The dessert was a hit! No leftovers at all is usually a good sign. Grandpa couldn't resist using his finger to get the last bit of nectarine juice and cream.  Typical grandpa!



GRAND MARNIER CHANTILLY CREAM
I always make chantilly cream (sweetened whipped cream) to taste, sans recipe.  So, use these directions as "guidelines" and keep your tasting spoon(s) close!

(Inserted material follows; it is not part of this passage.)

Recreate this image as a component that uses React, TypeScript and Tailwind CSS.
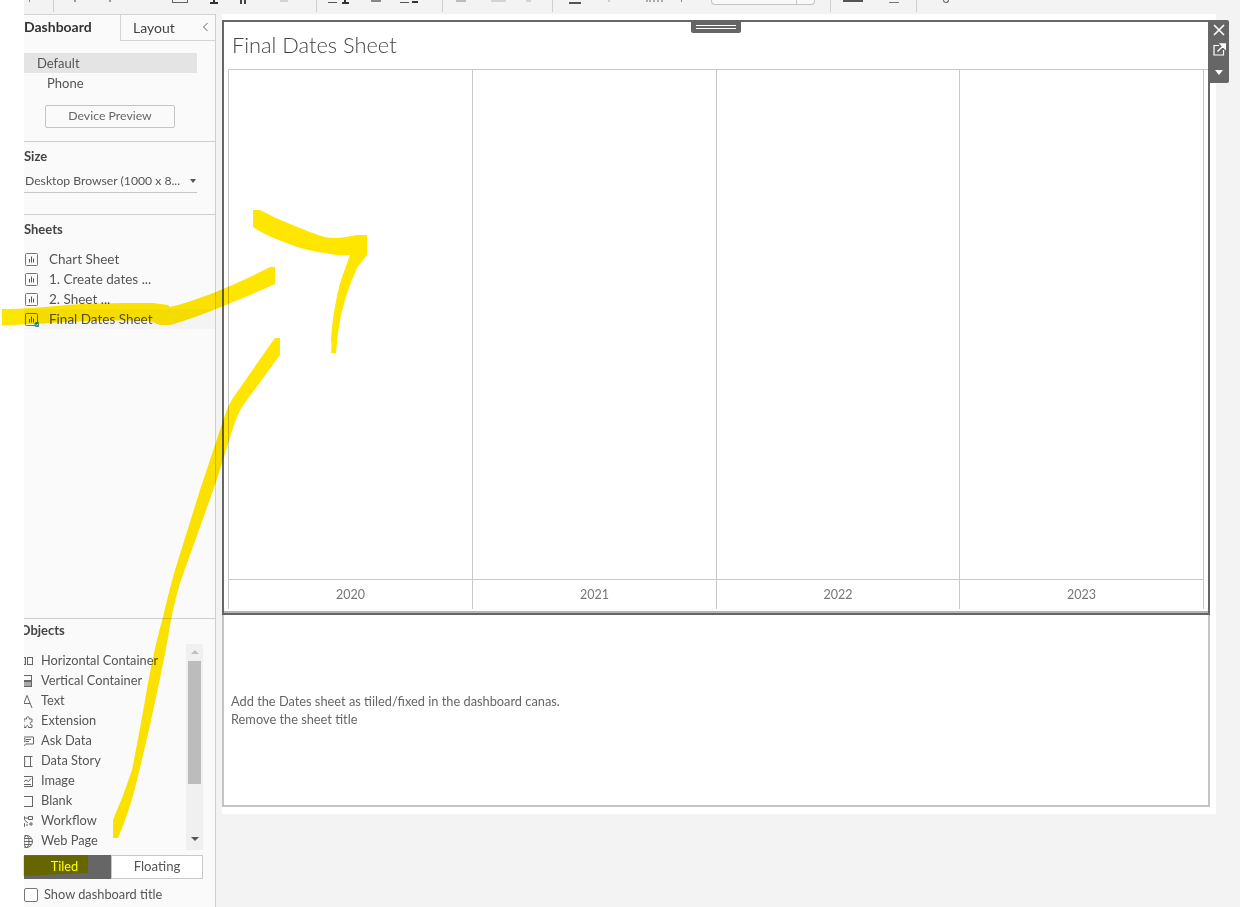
import React from "react";

const FONT = "font-['Lato','Open_Sans',sans-serif]";

function SheetIcon({ check = false }: { check?: boolean }) {
  return (
    <svg width="15" height="16" viewBox="0 0 15 16" className="shrink-0">
      <rect x="1.5" y="2.5" width="12" height="12" rx="1" fill="none" stroke="#777" />
      <path d="M5.5 11.5V8M7.5 11.5V5.5M9.5 11.5V7.5" stroke="#555" strokeWidth="1" />
      {check && <circle cx="13" cy="13.5" r="2.6" fill="#2a7f8e" />}
      {check && <path d="M11.8 13.5l1 1 1.4-1.8" stroke="#fff" strokeWidth="0.8" fill="none" />}
    </svg>
  );
}

function ObjectIcon({ name }: { name: string }) {
  const s = { fill: "none", stroke: "#666", strokeWidth: 1 };
  return (
    <svg width="15" height="15" viewBox="0 0 15 15" className="shrink-0">
      {name === "h" && (
        <g {...s}>
          <rect x="0.5" y="3.5" width="5" height="7" fill="#ddd" />
          <rect x="7.5" y="3.5" width="5" height="7" />
        </g>
      )}
      {name === "v" && (
        <g {...s}>
          <rect x="2.5" y="1.5" width="9" height="5" />
          <rect x="2.5" y="7.5" width="9" height="5" fill="#aaa" />
        </g>
      )}
      {name === "t" && <path d="M2 14L7 1.5 12 14M3.8 9.5h6.4" {...s} />}
      {name === "e" && <path d="M4 5h2.5c-.8-3 3.5-3 2.7 0H12v3c-2.5-.8-2.5 3.5 0 3v2.5H8.5c.7-2.5-3-2.5-2.5 0H4v-3c-2.5.6-2.5-3 0-2.5z" {...s} />}
      {name === "a" && <path d="M4 3h9.5v7H5.5L3 13v-3M6 5.5h5M6 7.5h3M2 6l3-1.5V8z" {...s} />}
      {name === "d" && <path d="M1.5 2.5h11M1.5 12.5h11M4 2.5c1 3 1 7 0 10M10.5 2.5v10M4 2.5c0 3 0 7 0 10" {...s} />}
      {name === "i" && <path d="M1.5 2.5h11v10h-11zM3 8.5l3-2.5 2.5 1.5 2.5-3M3 10.5h8" {...s} />}
      {name === "b" && <rect x="1.5" y="2.5" width="11" height="10" {...s} />}
      {name === "w" && <path d="M1.5 2.5h3v3h-3zM8.5 2.5h4v3h-4zM1.5 9.5h3v3h-3zM5 4h3M4.5 6l3.5 3M9 10h4M11 8v4M6 11h2" {...s} />}
      {name === "g" && (
        <g {...s}>
          <circle cx="6.5" cy="7.5" r="6" />
          <ellipse cx="6.5" cy="7.5" rx="2.5" ry="6" />
          <path d="M.5 7.5h12M1.5 4.5h10M1.5 10.5h10" />
        </g>
      )}
    </svg>
  );
}

const objects = [
  ["h", "Horizontal Container"],
  ["v", "Vertical Container"],
  ["t", "Text"],
  ["e", "Extension"],
  ["a", "Ask Data"],
  ["d", "Data Story"],
  ["i", "Image"],
  ["b", "Blank"],
  ["w", "Workflow"],
  ["g", "Web Page"],
];

const sheets = ["Chart Sheet", "1. Create dates ...", "2. Sheet ...", "Final Dates Sheet"];
const years = ["2020", "2021", "2022", "2023"];

function Toolbar() {
  return (
    <div className="flex h-[14px] items-start overflow-hidden bg-[#f3f3f3] [&>*]:shrink-0">
      <div className="ml-[5px] h-[2px] w-[1px] bg-[#7a7ac8]" />
      <div className="ml-[23px] h-[12px] w-px bg-[#d0d0d0]" />
      <div className="ml-[20px] h-[2px] w-[2px] bg-[#999]" />
      <div className="ml-[33px] h-[2px] w-[2px] bg-[#999]" />
      <div className="ml-[61px] h-[3px] w-[16px] border-x border-b border-[#666]" />
      <div className="relative ml-[22px] h-[4px] w-[8px] border-b-2 border-[#333]">
        <div className="absolute left-[3px] top-0 h-[4px] w-[2px] bg-[#333]" />
      </div>
      <div className="ml-[22px] h-[4px] w-[6px] border-x-2 border-[#444]" />
      <div className="ml-[34px] h-[2px] w-[8px] bg-[#d4d4d4]" />
      <div className="ml-[28px] h-[12px] w-px bg-[#d0d0d0]" />
      <div className="ml-[11px] h-[3px] w-[9px] border-b border-[#555]" />
      <div className="relative ml-[5px] h-[4px] w-[7px] border-b-2 border-[#333]">
        <div className="absolute left-[2px] top-0 h-[4px] w-[2px] bg-[#333]" />
      </div>
      <div className="ml-[22px] h-[2px] w-[10px] bg-[#888]" />
      <div className="ml-[19px] h-[3px] w-[9px] border-b border-[#555]" />
      <div className="ml-[3px] h-[3px] w-[6px] border-b-2 border-[#333]" />
      <div className="ml-[24px] h-[12px] w-px bg-[#d0d0d0]" />
      <div className="ml-[13px] h-[2px] w-[10px] bg-[#bbb]" />
      <div className="ml-[25px] h-[2px] w-[15px] bg-[#d4d4d4]" />
      <div className="ml-[20px] h-[2px] w-[5px] bg-[#d4d4d4]" />
      <div className="ml-[21px] h-[12px] w-px bg-[#d0d0d0]" />
      <div className="ml-[16px] mt-[2px] h-[2px] w-[12px] bg-[#555]" />
      <div className="ml-[27px] h-[2px] w-[2px] bg-[#ccc]" />
      <div className="ml-[36px] h-[2px] w-[17px] border-b-2 border-dotted border-[#aaa]" />
      <div className="ml-[18px] h-[2px] w-px bg-[#888]" />
      <div className="ml-[29px] flex h-[5px] w-[104px] justify-end rounded-b-sm border border-t-0 border-[#c4c4c4] bg-[#f8f8f8]">
        <div className="w-[18px] border-l border-[#c4c4c4]" />
      </div>
      <div className="ml-[15px] h-[12px] w-px bg-[#d0d0d0]" />
      <div className="ml-[12px] h-[2px] w-[20px] bg-[#555]" />
      <div className="ml-[26px] h-[3px] w-[10px] border-b border-[#777]" />
      <div className="ml-[17px] h-[12px] w-px bg-[#d0d0d0]" />
      <div className="ml-[26px] h-[3px] w-[6px] rounded-b-full border-x border-b border-[#666]" />
    </div>
  );
}

function Sidebar() {
  return (
    <aside className="flex h-full w-[192px] shrink-0 flex-col overflow-hidden border-r border-[#cfcfcf] bg-[#fafafa] pb-[4px] text-[13.5px] text-[#555]">
      <div className="flex h-[27px] shrink-0 border-t border-[#d4d4d4]">
        <div className="flex w-[97px] items-center border-r border-[#d4d4d4] pb-[4px] text-[14px] font-bold text-[#333]">Dashboard</div>
        <div className="flex flex-1 items-center justify-between border-b border-[#d4d4d4] pb-[1px] pl-[12px] pr-[6px] text-[14px] text-[#444]">
          <span>Layout</span>
          <svg width="7" height="10" viewBox="0 0 7 10"><path d="M5.5 1L1.5 5l4 4" fill="none" stroke="#666" /></svg>
        </div>
      </div>
      <div className="mt-[12px] flex h-[20px] w-[173px] shrink-0 items-center bg-[#e4e4e4] pl-[13px] pt-[1px] text-[13px]">Default</div>
      <div className="flex h-[20px] shrink-0 items-center pl-[23px] pt-[1px] text-[13px]">Phone</div>
      <button className="ml-[21px] mt-[12px] h-[23px] w-[130px] shrink-0 rounded-[2px] border border-[#c4c4c4] text-[12.3px] text-[#666]">Device Preview</button>
      <div className="mt-[13px] shrink-0 border-t border-[#d0d0d0]" />
      <div className="mt-[5px] h-[19px] shrink-0 text-[13px] font-bold text-[#444]">Size</div>
      <div className="mt-[6px] flex h-[21px] w-[173px] shrink-0 items-center justify-between border-b border-[#c8c8c8] px-[1px] pb-[2px] text-[12.2px]">
        <span>Desktop Browser (1000 x 8...</span>
        <span className="h-0 w-0 border-x-[3.5px] border-t-[4px] border-x-transparent border-t-[#555]" />
      </div>
      <div className="mt-[21px] shrink-0 border-t border-[#d0d0d0]" />
      <div className="mt-[5px] h-[19px] shrink-0 text-[13px] font-bold text-[#444]">Sheets</div>
      <div className="mt-[10px] flex shrink-0 flex-col">
        {sheets.map((s, i) => (
          <div key={s} className={`flex h-[20px] items-center gap-[10px] ${i === 3 ? "bg-[#f4f4f4]" : ""}`}>
            <SheetIcon check={i === 3} />
            <span>{s}</span>
          </div>
        ))}
      </div>
      <div className="flex-1" />
      <div className="shrink-0 border-t border-[#d0d0d0]" />
      <div className="ml-[-4px] mt-[2px] h-[18px] shrink-0 text-[13px] font-bold text-[#444]">Objects</div>
      <div className="mt-[5px] flex h-[206px] w-[179px] shrink-0">
        <div className="ml-[-4px] flex-1 pt-[7px]">
          {objects.map(([icon, label]) => (
            <div key={label} className="flex h-[20px] items-center whitespace-nowrap text-[12.8px]">
              <ObjectIcon name={icon} />
              <span className="ml-[6px]">{label}</span>
            </div>
          ))}
        </div>
        <div className="flex w-[17px] shrink-0 flex-col items-center bg-[#f0f0f0]">
          <span className="mt-[6px] h-0 w-0 border-x-[4px] border-b-[4px] border-x-transparent border-b-[#c0c0c0]" />
          <div className="mt-[7px] h-[123px] w-[13px] bg-[#bcbcbc]" />
          <span className="mt-[53px] h-0 w-0 border-x-[4px] border-t-[4px] border-x-transparent border-t-[#555]" />
        </div>
      </div>
      <div className="mt-[5px] flex h-[24px] w-[179px] shrink-0 text-[12.8px]">
        <div className="flex w-[87px] items-center justify-center bg-[#666] pb-[1px] text-white">
          <span className="mr-[6px]">Tiled</span>
        </div>
        <div className="flex flex-1 items-center justify-center border border-[#c8c8c8] bg-white pb-[1px] text-[13.2px]">Floating</div>
      </div>
      <label className="mt-[8px] flex h-[16px] shrink-0 items-center gap-[6px] text-[12.8px]">
        <span className="h-[14px] w-[14px] rounded-[2px] border border-[#777] bg-white" />
        Show dashboard title
      </label>
    </aside>
  );
}

function Chart() {
  return (
    <div className="ml-[4px] flex h-[540px] border-t border-[#c8c8c8]">
      {years.map((y, i) => (
        <div key={y} className={`flex h-full flex-col border-l border-[#c8c8c8] ${i === 2 ? "w-[243px]" : i === 3 ? "w-[245px] border-r" : "w-[244px]"}`}>
          <div className="h-[510px] border-b border-[#c8c8c8]" />
          <div className="flex flex-1 items-center justify-center pt-[2px] text-[12.5px] text-[#777]">{y}</div>
        </div>
      ))}
    </div>
  );
}

function Canvas() {
  return (
    <main className="flex-1 pl-[6px]">
      <div className="h-[800px] w-[994px] bg-white pt-[6px]">
        <div className="relative h-[595px] w-[988px] border-x-2 border-t-2 border-[#666]">
          <div className="h-[47px] pl-[8px] pt-[10px] text-[21.8px] font-light leading-[26px] text-[#444]">Final Dates Sheet</div>
          <Chart />
          <div className="absolute inset-x-0 bottom-0 h-[4px] border-b-2 border-[#666] bg-[#b4b4b4]" />
          <div className="absolute left-[467px] top-[-1px] flex h-[12px] w-[50px] flex-col items-center justify-center gap-[2px] rounded-b-[2px] bg-[#666]">
            <div className="h-px w-[40px] bg-white" />
            <div className="h-px w-[40px] bg-white" />
          </div>
          <div className="absolute left-[985px] top-[-2px] flex h-[63px] w-[20px] flex-col items-center rounded-r-[2px] bg-[#666]">
            <svg width="12" height="12" viewBox="0 0 12 12" className="mt-[4px]">
              <path d="M1 1l10 10M11 1L1 11" stroke="#fff" strokeWidth="1.6" fill="none" />
            </svg>
            <svg width="13" height="13" viewBox="0 0 13 13" className="mt-[7px]">
              <path d="M6 2.5H1v9.5h9.5V7" stroke="#fff" strokeWidth="1.2" fill="none" />
              <path d="M4.5 8.5L10.5 2.5M7.5 1h5v5z" stroke="#fff" strokeWidth="1.4" fill="#fff" />
            </svg>
            <span className="mt-[14px] h-0 w-0 border-x-[4.5px] border-t-[5px] border-x-transparent border-t-white" />
          </div>
        </div>
        <div className="flex h-[192px] w-[988px] flex-col border-x-2 border-b-2 border-[#c4c4c4] pl-[7px] pt-[77px] text-[12.8px] leading-[18px] text-[#666]">
          <span>Add the Dates sheet as tiiled/fixed in the dashboard canas.</span>
          <span>Remove the sheet title</span>
        </div>
      </div>
    </main>
  );
}

export default function App() {
  return (
    <div className={`relative flex h-[907px] w-[1240px] overflow-hidden bg-white ${FONT}`}>
      <div className="w-[24px] shrink-0" />
      <div className="flex min-w-0 flex-1 flex-col bg-[#f3f3f3]">
        <Toolbar />
        <div className="flex min-h-0 flex-1">
          <Sidebar />
          <Canvas />
        </div>
      </div>
      {/* highlighter strokes drawn over the screenshot */}
      <svg width="1240" height="907" viewBox="0 0 1240 907" className="pointer-events-none absolute inset-0 mix-blend-multiply">
        <path fill="#ffe600" d="M253 210L260 210C275 218 285 222 300 228C312 233 325 238 333 238C342 238 350 236 357 235L367 235L367 255L357 268Q350 283 345 300Q340 316 338 333L336 353L331 353Q332 345 331 340Q332 322 335 307Q337 295 340 283L350 255C342 256 335 255 325 253C315 252 305 249 300 248C285 242 267 237 253 227Z" />
        <path fill="#ffe600" d="M2 309C25 309 45 307 67 305C95 303 130 303 153 303L168 305L170 307C200 300 235 285 270 267L275 267L275 284C235 302 195 318 170 325L160 325L150 321C120 320 90 321 67 322C45 323 25 325 2 325Z" />
        <path fill="#ffe600" d="M272 342L275 338L280 338L280 355L244 404Q238 413 234 425L215 485L180 583Q172 610 168 638Q160 680 150 725Q142 760 137 780Q130 810 118 838L113 838L113 820Q124 795 132 770Q140 730 148 683Q155 645 163 617Q168 595 175 570L200 490L226 412Q229 404 233 398Z" />
        <path fill="#ffff00" d="M23 856L88 855L88 873L23 876Z" />
      </svg>
    </div>
  );
}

I also always make whipped cream by hand, but feel free to use your favorite mechanical mixer if you so desire.  I think making whipped cream by hand tastes better and gives you better control over the end product (i.e. less "overwhipped" grainy cream).

Heavy Whipping Cream
Granulated Sugar
Grand Marnier

1.  Place a large bowl (glass or metal preferable) and whisk in the freezer for at least 30 minutes.  Keep the heavy whipping cream in the fridge until just ready to use.

2.  Pour the cream into the frozen bowl.  Add some granulated sugar.  Begin whisking.  Once tracks begin to form (i.e. the cream thickens enough to show lines made by the whisk), taste and see if additional sugar is needed.  Continue whisking until soft peaks form.

3. Add Grand Marnier to taste.  Make sure to use enough to taste the Grand Marnier!  Store in the refrigerator until ready to serve.